There were plenty of stories illustrating how opaque governments and oil companies are about the contracts they enter into.
There were revelations about what one could call “oil refugees” in Uganda, with a case of 251 families kicked off their lands in the Albertine Basin, and now living in camps as their resettlement and compensation is mired in a barrel of crude oil somewhere.
Briefly, someone dropped an idea so radical (but sensible from a green business point of view) even in a room full of civil society activists, I didn’t hear anyone pick it up.
She said perhaps the most precious “mineral” in the oil fields our governments are concessioning to multinationals is water, not oil, and that its value should be priced into the contracts.
There was good news from an unlikely corner of Africa: In the Democratic Republic of Congo, which for decades has been a shining example of greed and corruption in the extractives industry, civil society actually found an ally in President Joseph Kabila, who backed their call to raise the taxes on the mining companies from 2.5 per cent to 10 per cent.
And some hilarious moments off the floor.
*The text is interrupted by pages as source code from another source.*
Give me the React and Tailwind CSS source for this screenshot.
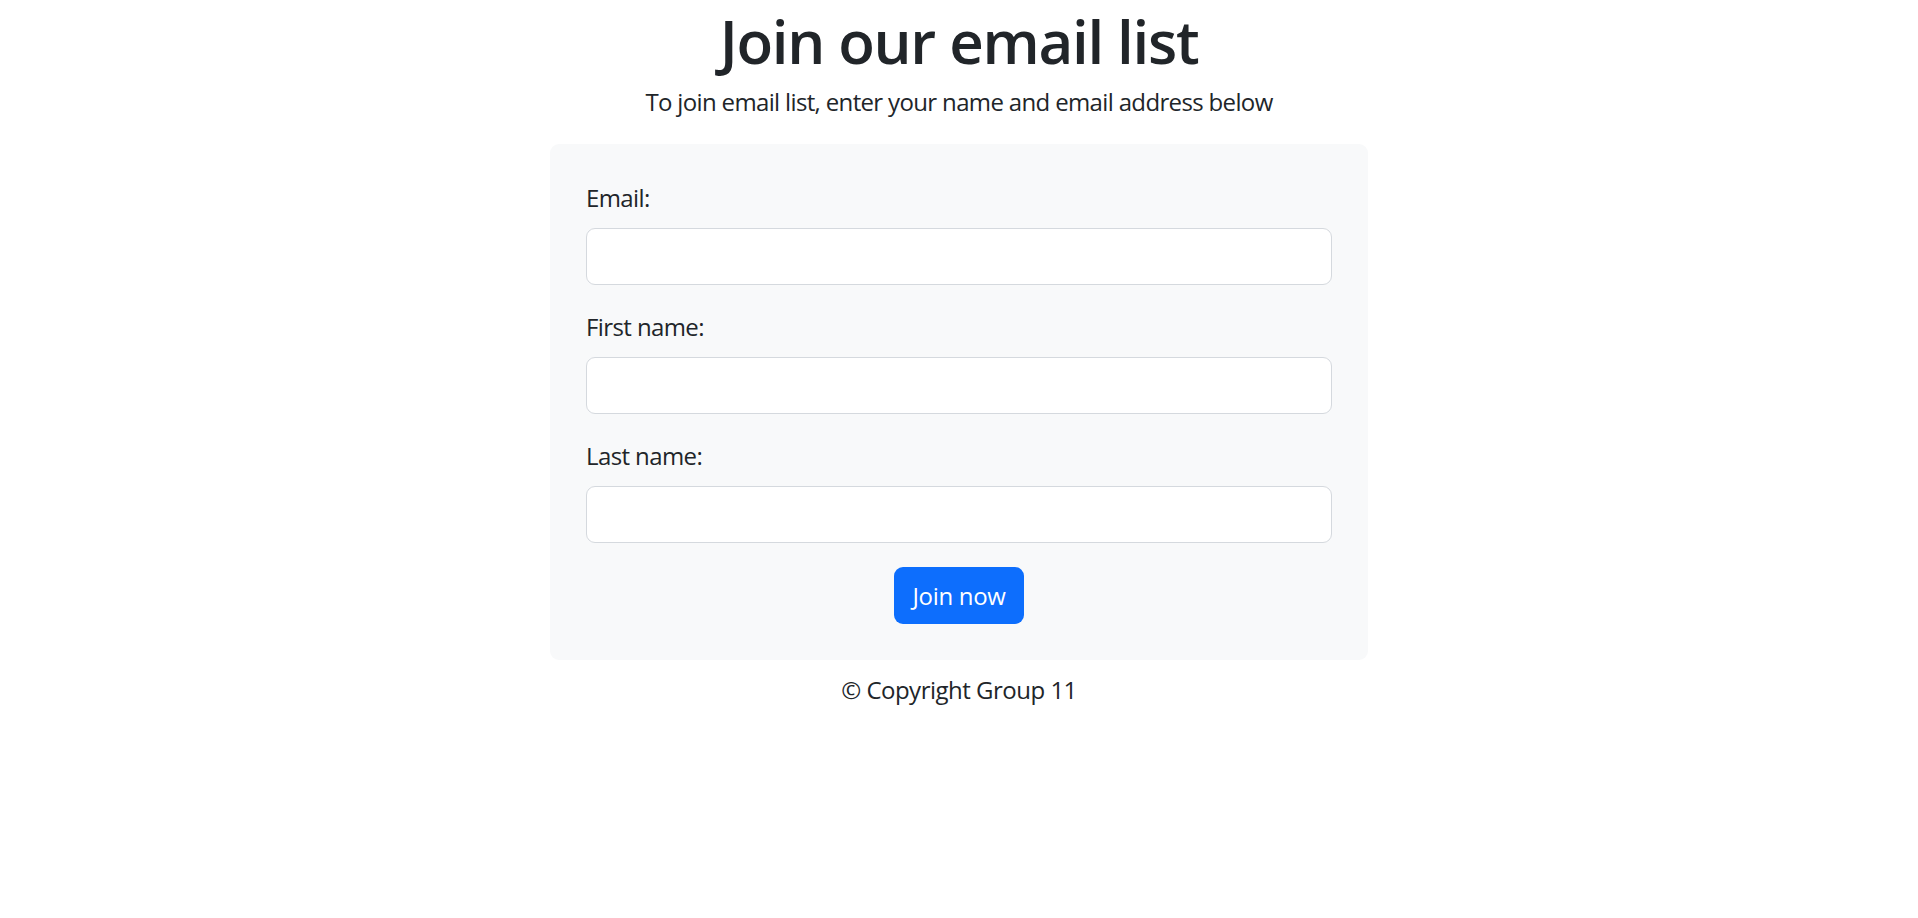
import React from "react";

function Field({ label, id, type = "text" }) {
  return (
    <div className="mb-[24px]">
      <label htmlFor={id} className="block mb-[12px] tracking-[-0.6px]">
        {label}
      </label>
      <input
        id={id}
        type={type}
        className="block w-full h-[57px] bg-white border border-[#d5d9de] rounded-[9px] px-[18px] outline-none"
      />
    </div>
  );
}

export default function App() {
  return (
    <div className="font-['Open_Sans',sans-serif] text-[#212529] text-[24px] leading-[36px] bg-white min-h-[918px]">
      <h1 className="text-center text-[60px] leading-[82px] font-semibold mb-[2px] tracking-[-1.3px]">
        Join our email list
      </h1>
      <p className="text-center mb-[24px] tracking-[-0.65px]">
        To join email list, enter your name and email address below
      </p>
      <form className="mx-auto w-[818px] bg-[#f8f9fa] rounded-[9px] p-[36px]">
        <Field label="Email:" id="email" type="email" />
        <Field label="First name:" id="first" />
        <Field label="Last name:" id="last" />
        <div className="flex justify-center">
          <button
            type="button"
            className="h-[57px] px-[18px] bg-[#0d6efd] text-white rounded-[9px] tracking-[-0.3px] leading-[36px]"
          >
            Join now
          </button>
        </div>
      </form>
      <p className="text-center mt-[12px] tracking-[-0.5px]">© Copyright Group 11</p>
    </div>
  );
}
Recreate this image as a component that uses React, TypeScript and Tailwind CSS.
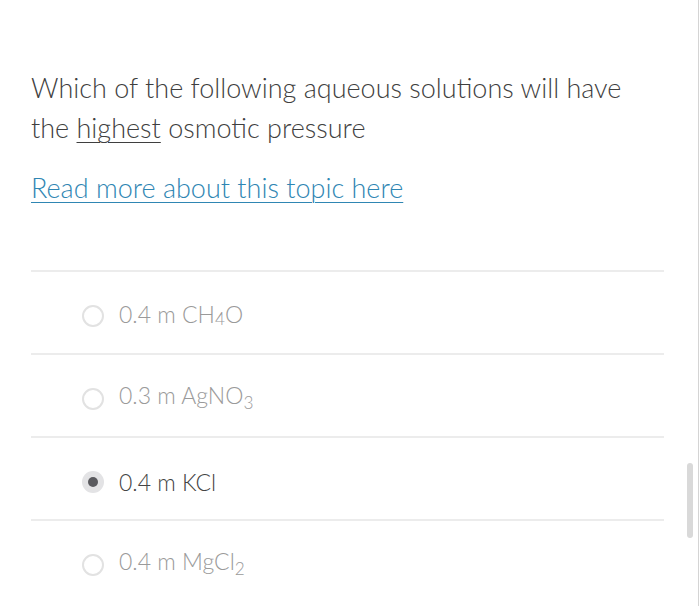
import React from "react";

type Option = { id: string; label: React.ReactNode };

const options: Option[] = [
  { id: "a", label: <>0.4 m CH<span className="align-[-0.1em] text-[0.75em]">4</span>O</> },
  { id: "b", label: <>0.3 m AgNO<span className="align-[-0.3em] text-[0.75em]">3</span></> },
  { id: "c", label: <>0.4 m KCl</> },
  { id: "d", label: <>0.4 m MgCl<span className="align-[-0.3em] text-[0.75em]">2</span></> },
];

const selected = "c";

export default function App() {
  return (
    <div className="h-[606px] w-[700px] overflow-hidden bg-white pr-[1px] font-['Lato',sans-serif]">
      <div className="flex h-full border-r border-[#d4d4d4]">
        {/* question + answers */}
        <div className="flex-1 pl-[31px] pr-[23px] pt-[68px]">
          <p className="text-[27px] font-light leading-[40px] text-[#3f3f3f]">
            Which of the following aqueous solutions will have
            <br />
            the <span className="underline decoration-1 underline-offset-4">highest</span> osmotic pressure
          </p>
          <a className="mt-[20px] block text-[27px] font-light leading-[40px] text-[#2f86b3] underline decoration-1 underline-offset-4">
            Read more about this topic here
          </a>

          <div className="mt-[62px]">
            {options.map((o) => {
              const isSel = o.id === selected;
              return (
                <div key={o.id} className="border-t-2 border-[#ececec] pl-[51px] pt-[31px] pb-[24px]">
                  <div className="flex h-[26px] items-center gap-[15px]">
                    {isSel ? (
                      <div className="flex h-[22px] w-[22px] items-center justify-center rounded-full bg-[#e3e3e5]">
                        <div className="h-[10px] w-[10px] rounded-full bg-[#5a5a5e]" />
                      </div>
                    ) : (
                      <div className="h-[22px] w-[22px] rounded-full border-2 border-[#e2e2e2]" />
                    )}
                    <span className={`text-[23px] font-light leading-[26px] ${isSel ? "text-[#444]" : "text-[#9a9a9a]"}`}>
                      {o.label}
                    </span>
                  </div>
                </div>
              );
            })}
          </div>
        </div>

        {/* scrollbar track */}
        <div className="flex w-[11px] flex-col pt-[463px]">
          <div className="h-[75px] w-[6px] rounded-full bg-[#d9d9d9]" />
        </div>
      </div>
    </div>
  );
}
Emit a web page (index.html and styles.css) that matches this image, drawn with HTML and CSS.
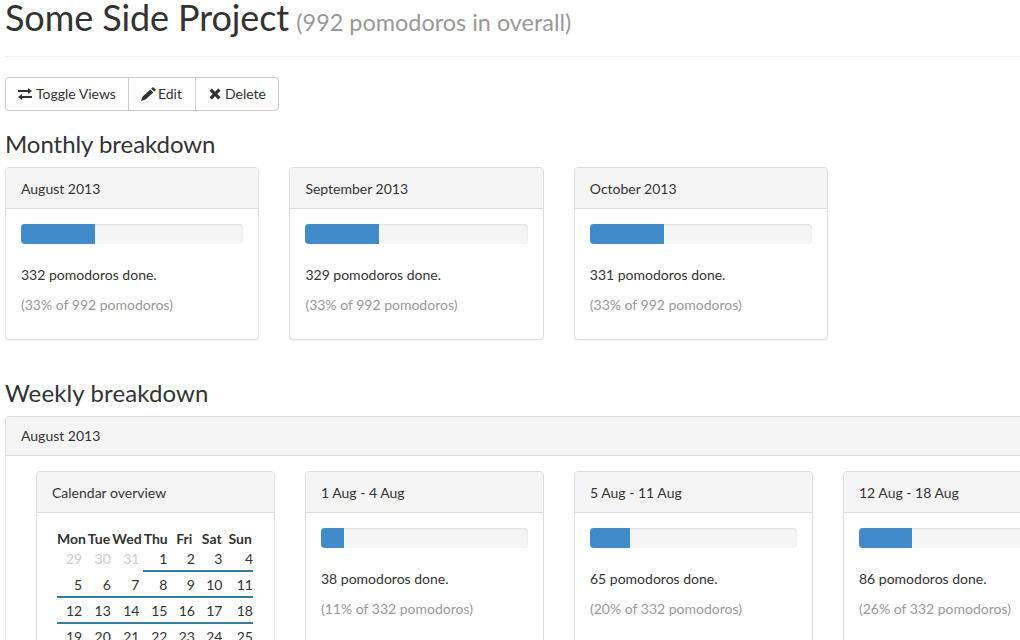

The story was told of an African working for an international financing firm, who some years ago was so appalled at an oil deal being negotiated in an African country, he snitched on his bosses and told the minister not to sign the deal, pointing out the numerous pitfalls.
He left, feeling proud he had done his duty as a patriotic pan-African. He woke up to a surprise. The minister had thrown him under the bus! He had told the chief of the firm that our man had gone and tried to persuade him not to sign. The minister even demanded that he not be on the delegation. The man wanted his brown envelope; he had his children’s fees to pay in some international school, and damn his country’s interests.
Yet, sitting back and listening, one couldn’t help but feel that extractives, and oil in particular, are a resource from a dying era.
To countries like Uganda, Kenya, and Tanzania, they are a kind of second-generation resource. The first generation featured cotton, sisal, copper, gold, bauxite.
In Nigeria, a shocking report by the National Bureau of Statistics in 2014 said the Nigeria oil industry accounted for just 0.01 per cent of new jobs that year – under 600. This despite accounting for about 70 per cent of Nigeria’s revenue.
Today, Nigeria’s Nollywood film industry provides livelihoods to over one million people directly and indirectly, making it the largest employer after agriculture, and oil can’t come anywhere near enough to leave a stain on it.
There is a future in energy – the sun. Solar, or renewables, will be the next big thing, and 2025, when countries like Cape Verde plan to get 100 per cent of their electricity from renewables, could be the tipping point.
But that is fourth generation. Right now we are busy exploiting a third-generation resource anchored in platform technology. Safaricom’s mobile money-transfer service, M-Pesa, was only the first step on this road.